Plaintiff's Failure to Perform
The court further reasoned that the plaintiff's petition lacked sufficient evidence showing that he fulfilled his obligations under the contract. For a party to recover damages for breach of contract, they must demonstrate that they performed their duties or were excused from performing due to the other party’s actions. The court found that the plaintiff did not adequately allege that he had completed his obligations or that he was justified in failing to do so. Additionally, the plaintiff claimed that the defendant's failure to provide funds prevented him from completing the construction, yet there was insufficient detail to establish that the defendant's actions constituted a breach. This failure to show compliance or justification for non-performance meant that the plaintiff could not recover damages for any alleged breach by the defendant.
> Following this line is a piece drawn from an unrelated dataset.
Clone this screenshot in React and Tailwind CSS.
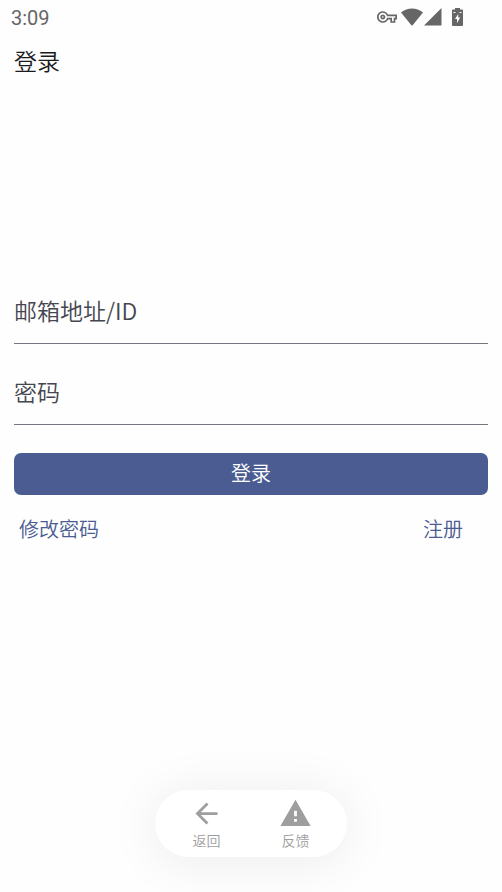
import React, { useState } from "react";
import { MdArrowBack, MdOutlineVpnKey, MdWarning } from "react-icons/md";

const fields = [
  { id: "account", label: "邮箱地址/ID", type: "text", autoComplete: "username" },
  { id: "password", label: "密码", type: "password", autoComplete: "current-password" },
];

const actions = [
  { label: "返回", icon: MdArrowBack },
  { label: "反馈", icon: MdWarning },
];

function StatusBar() {
  return (
    <header className="flex h-[35px] items-center justify-between pl-[11px] pr-[39px] text-[#666666]">
      <span className="font-[Roboto,sans-serif] text-xl font-normal">3:09</span>
      <div className="flex items-center pb-0.5">
        <MdOutlineVpnKey className="mr-1 size-5" />
        <svg className="mr-px h-[18px] w-[22px]" viewBox="0 0 22 18" fill="currentColor">
          <path d="M0 4.5C6.5-1 15.500-1 22 4.500L11.800 17Q11 18 10.200 17Z" />
        </svg>
        <svg className="mr-2.5 size-[18px]" viewBox="0 0 18 18" fill="currentColor">
          <path d="M17.500 0V17.500H0Z" />
        </svg>
        <svg className="h-[18px] w-[11px]" viewBox="0 0 11 18" fill="currentColor">
          <path
            fillRule="evenodd"
            d="M3 0h5v1.500H10Q11 1.500 11 2.500V17Q11 18 10 18H1Q0 18 0 17V2.500Q0 1.500 1 1.500H3ZM6.200 6L3 11h2v4L8.200 9.500H6.200ZM1.500 4v1h2V4ZM7.500 4v1h2V4Z"
          />
        </svg>
      </div>
    </header>
  );
}

export default function App() {
  const [values, setValues] = useState({ account: "", password: "" });

  return (
    <div className="flex min-h-screen flex-col bg-[#fefefe] font-['Noto_Sans_CJK_SC','Noto_Sans',sans-serif] font-[350]">
      <StatusBar />

      <main className="px-3.5">
        <h1 className="flex h-[50px] items-center text-[23px] font-[350] text-[#1b1b1f]">登录</h1>

        {/* Login form */}
        <form className="mt-48" onSubmit={(e) => e.preventDefault()}>
          {fields.map((field) => (
            <div key={field.id} className="relative mb-3.5">
              <input
                id={field.id}
                type={field.type}
                autoComplete={field.autoComplete}
                placeholder=" "
                value={values[field.id]}
                onChange={(e) => setValues({ ...values, [field.id]: e.target.value })}
                className="peer block h-[67px] w-full border-b border-[#767680] text-[23px] text-[#1b1b1f] outline-none"
              />
              {/* Label sits in the field until something is typed */}
              <label
                htmlFor={field.id}
                className="absolute inset-x-0 top-0 flex h-[66px] items-center text-[23px] text-[#45464f] peer-[:not(:placeholder-shown)]:hidden"
              >
                {field.label}
              </label>
            </div>
          ))}
          <button type="submit" className="mt-3.5 h-[42px] w-full rounded-[7px] bg-[#4a5c92] pb-0.5 text-xl text-white">
            登录
          </button>
        </form>

        <div className="mt-5 flex justify-between pl-[5px] pr-[25px] text-xl text-[#4a5c92]">
          <a href="#reset">修改密码</a>
          <a href="#register">注册</a>
        </div>
      </main>

      {/* Floating action bar */}
      <nav className="mx-auto mb-[35px] mt-auto flex h-[67px] w-48 items-center justify-center gap-[61px] rounded-full bg-white shadow-[0_4px_52px_rgba(0,0,0,0.08)]">
        {actions.map(({ label, icon: Icon }) => (
          <button key={label} className="flex w-7 flex-col items-center text-sm text-[#9e9e9e]">
            <Icon className="size-[33px] shrink-0" />
            {label}
          </button>
        ))}
      </nav>
    </div>
  );
}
Injunction and Tender Requirement
Lastly, the court evaluated the plaintiff's request for an injunction to prevent the foreclosure of the security deed. The court highlighted that a party seeking an injunction must demonstrate a willingness to fulfill their own obligations—in this case, by offering to pay the debt secured by the deed. The plaintiff did not make a tender of the amount due or demonstrate that he could pay the secured debt, which was essential for his request to restrain the foreclosure. Consequently, the court ruled that the plaintiff did not establish grounds for the injunction, as he had not shown that he was prepared to do equity by satisfying his financial obligations. This principle reinforced the notion that equitable relief requires a party to act fairly and responsibly in relation to their contractual commitments.